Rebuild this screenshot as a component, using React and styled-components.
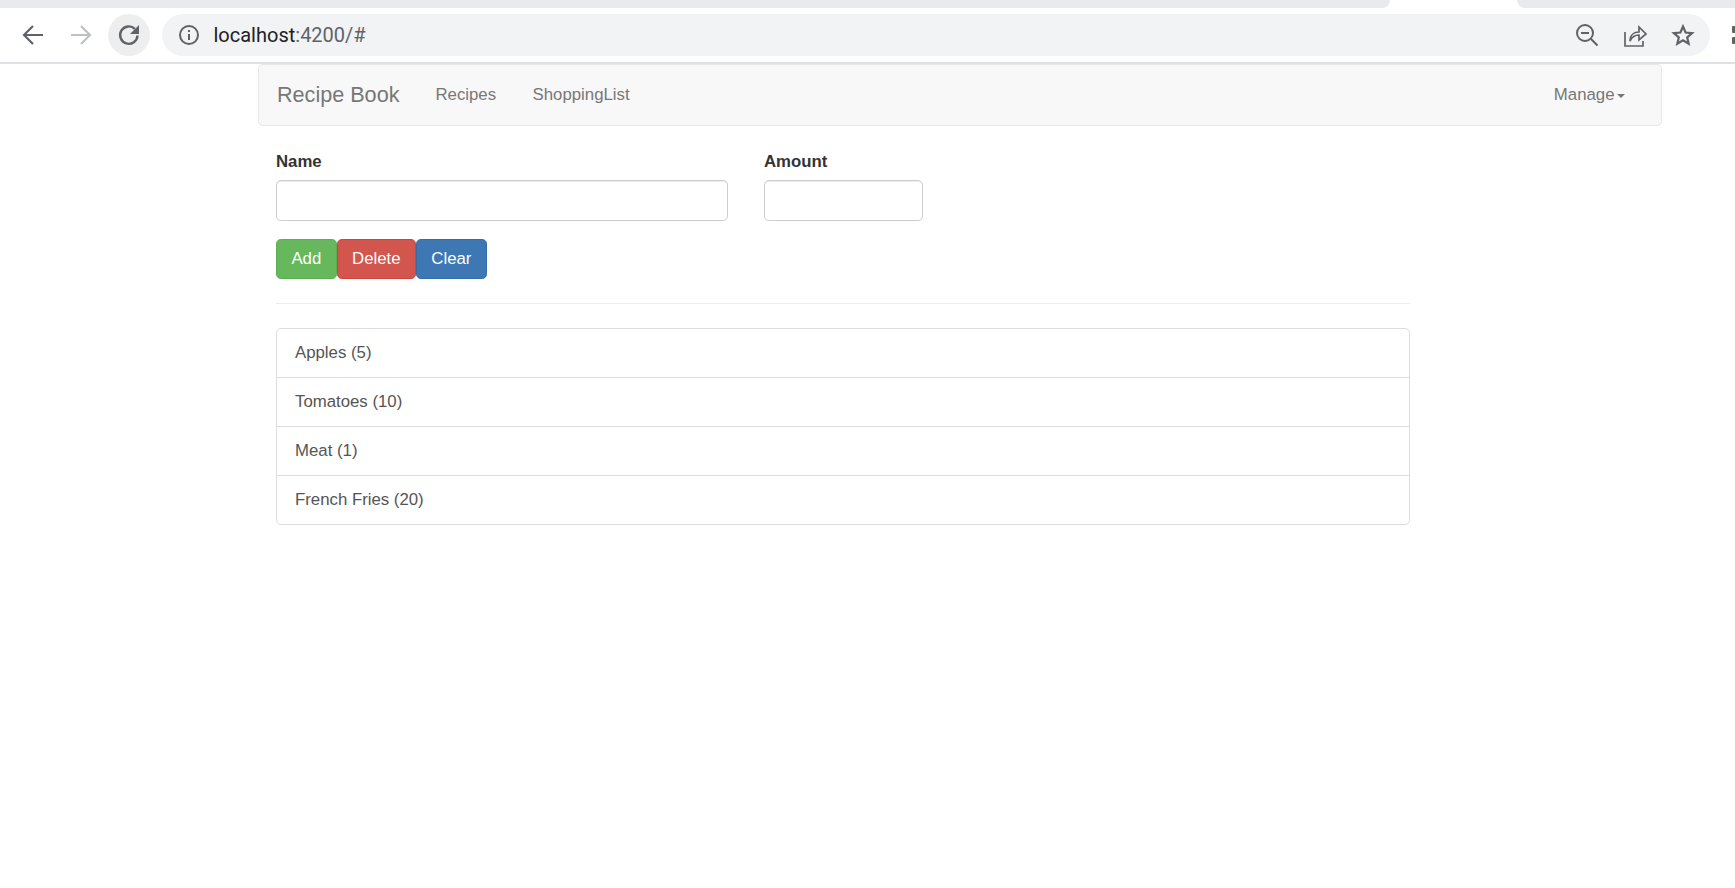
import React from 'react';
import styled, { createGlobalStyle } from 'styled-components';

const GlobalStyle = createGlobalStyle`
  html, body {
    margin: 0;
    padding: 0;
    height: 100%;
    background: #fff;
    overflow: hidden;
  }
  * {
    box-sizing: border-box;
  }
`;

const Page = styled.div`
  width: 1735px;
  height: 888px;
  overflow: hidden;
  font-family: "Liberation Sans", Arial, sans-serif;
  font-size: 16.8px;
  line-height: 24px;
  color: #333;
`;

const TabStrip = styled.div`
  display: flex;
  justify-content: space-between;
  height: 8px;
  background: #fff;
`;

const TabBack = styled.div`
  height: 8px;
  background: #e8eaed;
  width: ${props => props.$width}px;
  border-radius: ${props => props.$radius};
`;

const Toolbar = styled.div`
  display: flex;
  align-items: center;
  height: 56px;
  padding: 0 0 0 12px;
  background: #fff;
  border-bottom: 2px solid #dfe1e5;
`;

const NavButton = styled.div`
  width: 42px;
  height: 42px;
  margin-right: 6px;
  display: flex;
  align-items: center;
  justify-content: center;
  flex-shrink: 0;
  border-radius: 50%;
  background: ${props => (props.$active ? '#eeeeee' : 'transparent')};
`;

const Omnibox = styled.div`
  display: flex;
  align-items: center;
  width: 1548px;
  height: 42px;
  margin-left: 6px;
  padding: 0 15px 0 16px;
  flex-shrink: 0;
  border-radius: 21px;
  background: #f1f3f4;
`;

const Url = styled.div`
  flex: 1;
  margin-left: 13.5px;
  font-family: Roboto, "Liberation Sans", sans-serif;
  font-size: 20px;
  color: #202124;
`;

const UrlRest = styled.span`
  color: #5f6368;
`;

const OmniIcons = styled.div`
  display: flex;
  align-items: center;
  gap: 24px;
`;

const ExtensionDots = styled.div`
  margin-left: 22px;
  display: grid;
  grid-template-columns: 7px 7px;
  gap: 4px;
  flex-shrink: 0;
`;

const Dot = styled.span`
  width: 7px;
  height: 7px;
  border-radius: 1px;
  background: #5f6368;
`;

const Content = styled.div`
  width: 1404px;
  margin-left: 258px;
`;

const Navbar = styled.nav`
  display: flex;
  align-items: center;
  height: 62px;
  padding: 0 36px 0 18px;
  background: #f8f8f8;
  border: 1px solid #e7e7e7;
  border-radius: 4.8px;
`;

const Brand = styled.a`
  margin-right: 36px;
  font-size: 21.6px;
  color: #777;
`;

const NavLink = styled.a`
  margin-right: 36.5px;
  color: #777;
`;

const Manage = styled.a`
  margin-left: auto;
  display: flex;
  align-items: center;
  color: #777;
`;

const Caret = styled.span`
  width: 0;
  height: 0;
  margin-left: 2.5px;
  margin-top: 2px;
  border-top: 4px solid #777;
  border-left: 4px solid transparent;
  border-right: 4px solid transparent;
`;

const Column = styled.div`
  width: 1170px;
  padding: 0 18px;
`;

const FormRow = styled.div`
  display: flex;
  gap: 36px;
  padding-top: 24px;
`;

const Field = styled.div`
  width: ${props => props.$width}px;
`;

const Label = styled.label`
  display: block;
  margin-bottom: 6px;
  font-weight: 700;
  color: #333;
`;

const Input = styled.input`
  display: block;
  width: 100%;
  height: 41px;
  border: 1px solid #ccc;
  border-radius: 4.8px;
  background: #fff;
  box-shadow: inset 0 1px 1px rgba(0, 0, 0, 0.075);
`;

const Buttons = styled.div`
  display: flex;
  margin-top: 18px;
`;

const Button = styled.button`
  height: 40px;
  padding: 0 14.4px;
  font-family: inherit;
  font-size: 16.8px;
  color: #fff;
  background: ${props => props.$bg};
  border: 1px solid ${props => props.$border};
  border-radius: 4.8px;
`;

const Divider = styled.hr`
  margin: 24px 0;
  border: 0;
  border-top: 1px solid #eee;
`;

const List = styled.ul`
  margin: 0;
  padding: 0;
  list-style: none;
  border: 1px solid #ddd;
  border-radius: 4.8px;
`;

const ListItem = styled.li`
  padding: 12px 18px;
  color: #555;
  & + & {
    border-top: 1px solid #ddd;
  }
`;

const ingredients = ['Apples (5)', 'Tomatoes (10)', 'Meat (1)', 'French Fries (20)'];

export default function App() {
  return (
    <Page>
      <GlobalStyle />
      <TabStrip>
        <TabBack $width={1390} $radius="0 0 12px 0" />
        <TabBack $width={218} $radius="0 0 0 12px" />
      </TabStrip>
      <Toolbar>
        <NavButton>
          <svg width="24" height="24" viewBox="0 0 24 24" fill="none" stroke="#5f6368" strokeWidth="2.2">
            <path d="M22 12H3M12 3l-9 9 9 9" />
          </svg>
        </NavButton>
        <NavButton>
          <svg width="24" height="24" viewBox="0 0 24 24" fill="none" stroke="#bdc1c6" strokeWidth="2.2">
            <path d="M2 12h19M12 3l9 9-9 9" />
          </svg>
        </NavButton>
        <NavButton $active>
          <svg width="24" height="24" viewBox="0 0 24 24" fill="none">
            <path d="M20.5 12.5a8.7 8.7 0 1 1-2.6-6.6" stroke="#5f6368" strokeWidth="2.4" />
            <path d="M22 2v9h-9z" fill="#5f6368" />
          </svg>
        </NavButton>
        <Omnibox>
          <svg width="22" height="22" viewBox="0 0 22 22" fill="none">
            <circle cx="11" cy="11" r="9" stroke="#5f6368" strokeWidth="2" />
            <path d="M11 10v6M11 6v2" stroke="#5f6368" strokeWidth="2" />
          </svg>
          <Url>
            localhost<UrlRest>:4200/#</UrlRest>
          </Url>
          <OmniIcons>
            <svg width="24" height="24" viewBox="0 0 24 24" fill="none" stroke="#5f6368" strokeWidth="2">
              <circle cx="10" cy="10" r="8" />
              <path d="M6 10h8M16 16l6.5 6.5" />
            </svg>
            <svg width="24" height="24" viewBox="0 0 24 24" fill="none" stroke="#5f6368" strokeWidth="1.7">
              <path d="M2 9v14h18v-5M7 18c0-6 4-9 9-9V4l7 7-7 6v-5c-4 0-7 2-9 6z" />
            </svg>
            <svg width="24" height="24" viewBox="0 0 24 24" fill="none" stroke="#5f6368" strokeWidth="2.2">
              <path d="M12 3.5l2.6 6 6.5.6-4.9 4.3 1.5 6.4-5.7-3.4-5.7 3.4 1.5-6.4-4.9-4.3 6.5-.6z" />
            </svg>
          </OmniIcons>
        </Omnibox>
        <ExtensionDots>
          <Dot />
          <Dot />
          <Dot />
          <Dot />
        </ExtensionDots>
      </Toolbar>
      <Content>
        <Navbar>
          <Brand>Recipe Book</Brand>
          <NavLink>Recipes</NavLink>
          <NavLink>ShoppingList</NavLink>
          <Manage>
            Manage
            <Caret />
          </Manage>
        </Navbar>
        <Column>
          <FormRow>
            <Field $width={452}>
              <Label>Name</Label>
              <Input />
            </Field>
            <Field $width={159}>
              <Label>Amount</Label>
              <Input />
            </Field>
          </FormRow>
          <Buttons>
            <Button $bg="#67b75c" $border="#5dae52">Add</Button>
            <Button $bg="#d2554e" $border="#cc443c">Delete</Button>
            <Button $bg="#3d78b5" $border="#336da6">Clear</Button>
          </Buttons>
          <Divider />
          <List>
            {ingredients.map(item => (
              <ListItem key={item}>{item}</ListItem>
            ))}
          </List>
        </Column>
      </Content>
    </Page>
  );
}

============

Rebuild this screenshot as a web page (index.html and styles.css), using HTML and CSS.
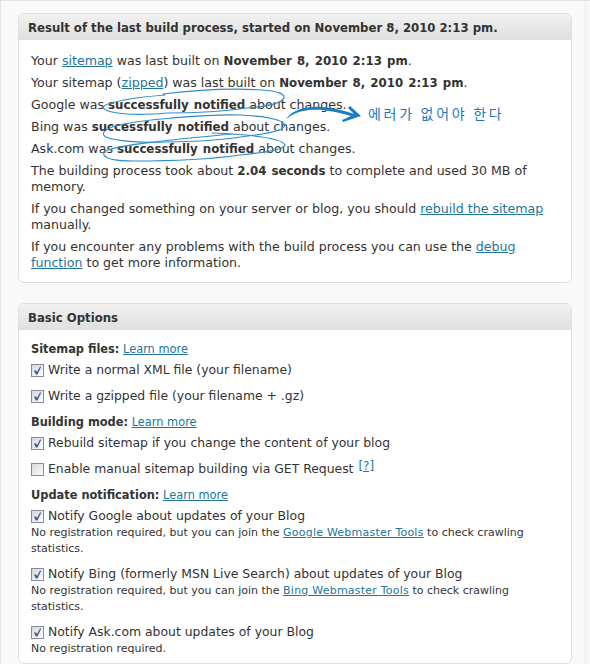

============

- [THE REQUEST]:
Report how many lines of the entries hold the string "React". Provide the number alone.

- [RESULT OF THE TASK]:
2